При всём этом я не тащил за собой привычных мне по старой службе людей, не замещал ими старые кадры, как это принято нынче, для большей лояльности руководству. Из ЮАО попросил оставить за собой лишь двоих, в остальном опирался на тех, кто есть, притираясь к сложившемуся коллективу. И округ отвечал мне благодарностью. Прежде один из худших, за короткое время он переместился в графу лучших. За время моего руководства округ ниже второго места в городском рейтинге не опускался.
В течение всех шести лет, проведённых на «Западе», отношения с людьми, меня окружавшими в те годы, в основном — подчинёнными, были настолько прекрасными, что на пенсию меня провожали огромным коллективом — «с помпой» и большими сожалениями.
— Но ведь на этом ваша карьера руководителя не закончилась, верно?
— Да, пять лет затем я проработал начальником кадрового отдела в Торгово-промышленной палате у Евгения Примакова. Признавался лучшим руководителем-кадровиком, что и было отмечено в дипломе, вручённом мне в Колонном зале Дома Союзов. С Евгением Максимовичем меня тоже связали прекрасные взаимоотношения. Изначально его уважение вызвала моя оперативность в подготовке документов. Дело в том, что, набрав крейсерскую скорость в исполнительской дисциплине, воспитанной системой МВД, я привнёс её и на новое место работы, хотя поначалу там были непривычны к моему темпу. Справедливости ради стоит заметить, что не все мои инициативы были восприняты «на ура», но правом обращаться к себе без звонка и в любое время Примаков меня наделил.

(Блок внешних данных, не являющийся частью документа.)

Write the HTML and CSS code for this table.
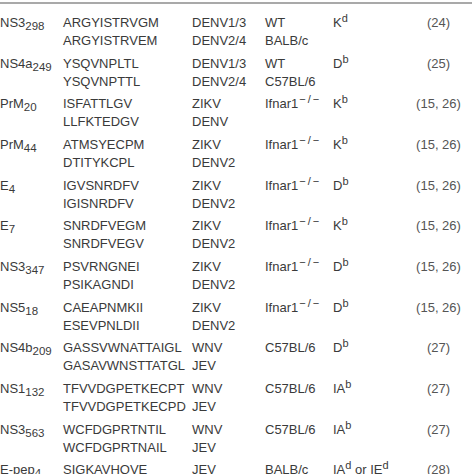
FILE: index.html
```html
<!DOCTYPE html>
<html lang="en">
<head>
<meta charset="utf-8">
<title>Epitopes</title>
<link rel="stylesheet" href="styles.css">
</head>
<body>
<div class="sheet">
<table class="epitopes">
<colgroup>
<col class="c-name"><col class="c-seq"><col class="c-virus"><col class="c-mouse"><col class="c-mhc"><col class="c-ref">
</colgroup>
<tbody>
<tr><td>NS3<sub class="lo">298</sub></td><td>ARGYISTRVGM<br>ARGYISTRVEM</td><td>DENV1/3<br>DENV2/4</td><td>WT<br>BALB/c</td><td>K<sup class="hi">d</sup></td><td class="ref">(24)</td></tr>
<tr><td>NS4a<sub class="lo">249</sub></td><td>YSQVNPLTL<br>YSQVNPTTL</td><td>DENV1/3<br>DENV2/4</td><td>WT<br>C57BL/6</td><td>D<sup class="hi">b</sup></td><td class="ref">(25)</td></tr>
<tr><td>PrM<sub class="lo">20</sub></td><td>ISFATTLGV<br>LLFKTEDGV</td><td>ZIKV<br>DENV</td><td>Ifnar1<sup class="hi ko">−/−</sup></td><td>K<sup class="hi">b</sup></td><td class="ref">(15, 26)</td></tr>
<tr><td>PrM<sub class="lo">44</sub></td><td>ATMSYECPM<br>DTITYKCPL</td><td>ZIKV<br>DENV2</td><td>Ifnar1<sup class="hi ko">−/−</sup></td><td>K<sup class="hi">b</sup></td><td class="ref">(15, 26)</td></tr>
<tr><td>E<sub class="lo">4</sub></td><td>IGVSNRDFV<br>IGISNRDFV</td><td>ZIKV<br>DENV2</td><td>Ifnar1<sup class="hi ko">−/−</sup></td><td>D<sup class="hi">b</sup></td><td class="ref">(15, 26)</td></tr>
<tr><td>E<sub class="lo">7</sub></td><td>SNRDFVEGM<br>SNRDFVEGV</td><td>ZIKV<br>DENV2</td><td>Ifnar1<sup class="hi ko">−/−</sup></td><td>K<sup class="hi">b</sup></td><td class="ref">(15, 26)</td></tr>
<tr><td>NS3<sub class="lo">347</sub></td><td>PSVRNGNEI<br>PSIKAGNDI</td><td>ZIKV<br>DENV2</td><td>Ifnar1<sup class="hi ko">−/−</sup></td><td>D<sup class="hi">b</sup></td><td class="ref">(15, 26)</td></tr>
<tr><td>NS5<sub class="lo">18</sub></td><td>CAEAPNMKII<br>ESEVPNLDII</td><td>ZIKV<br>DENV2</td><td>Ifnar1<sup class="hi ko">−/−</sup></td><td>D<sup class="hi">b</sup></td><td class="ref">(15, 26)</td></tr>
<tr><td>NS4b<sub class="lo">209</sub></td><td>GASSVWNATTAIGL<br>GASAVWNSTTATGL</td><td>WNV<br>JEV</td><td>C57BL/6</td><td>D<sup class="hi">b</sup></td><td class="ref">(27)</td></tr>
<tr><td>NS1<sub class="lo">132</sub></td><td>TFVVDGPETKECPT<br>TFVVDGPETKECPD</td><td>WNV<br>JEV</td><td>C57BL/6</td><td>IA<sup class="hi">b</sup></td><td class="ref">(27)</td></tr>
<tr><td>NS3<sub class="lo">563</sub></td><td>WCFDGPRTNTIL<br>WCFDGPRTNAIL</td><td>WNV<br>JEV</td><td>C57BL/6</td><td>IA<sup class="hi">b</sup></td><td class="ref">(27)</td></tr>
<tr><td>E-pep<sub class="lo">4</sub></td><td>SIGKAVHQVE</td><td>JEV</td><td>BALB/c</td><td>IA<sup class="hi">d</sup> or IE<sup class="hi">d</sup></td><td class="ref">(28)</td></tr>
</tbody>
</table>
</div>
</body>
</html>
```
FILE: styles.css
```css
html, body {
  margin: 0;
  padding: 0;
  background: #ffffff;
}
body {
  font-family: "Liberation Sans", Arial, Helvetica, sans-serif;
  font-size: 13px;
  color: #3a3a3a;
  overflow: hidden;
}
.sheet {
  width: 472px;
  margin-top: 2px;
  border-top: 2px solid #a9a9a9;
  padding-top: 7.5px;
}
.epitopes {
  width: 472px;
  border-collapse: collapse;
  table-layout: fixed;
}
.c-name { width: 63px; }
.c-seq { width: 129px; }
.c-virus { width: 73px; }
.c-mouse { width: 68px; }
.c-mhc { width: 72px; }
.c-ref { width: 67px; }
.epitopes td {
  padding: 2.35px 0;
  line-height: 18px;
  vertical-align: top;
  white-space: nowrap;
  text-align: left;
}
.epitopes td.ref {
  text-align: center;
  color: #555;
}
.lo {
  font-size: 11.5px;
  line-height: 0;
  vertical-align: -3px;
}
.hi {
  font-size: 11px;
  line-height: 0;
  vertical-align: 5px;
}
.ko {
  letter-spacing: 2px;
  padding-left: 1px;
}
```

— Коротко — о делах сегодняшних. Насколько знаю, младшие члены вашей семьи — тоже в полиции?
— И не просто в полиции, все — в уголовном розыске. Дочь Елена — старший оперуполномоченный МУРа, подполковник полиции, недавно отметила 25-летний юбилей службы; сын, майор полиции Дмитрий Габров, — в «разбойном» отделе МУРа; зять Максим недавно ушёл на пенсию. Так что розыск стал делом семейным.
Понимаю, что говорил с человеком, который не только трудяга по жизни, но и хороший отец, супруг… Мне лично остаётся только жалеть о его нереализованном песенном даровании. Однако надеюсь, на свой 70-летний юбилей генерал-майор милиции в отставке Юрий Габров ещё споёт для своих слушателей под гитару.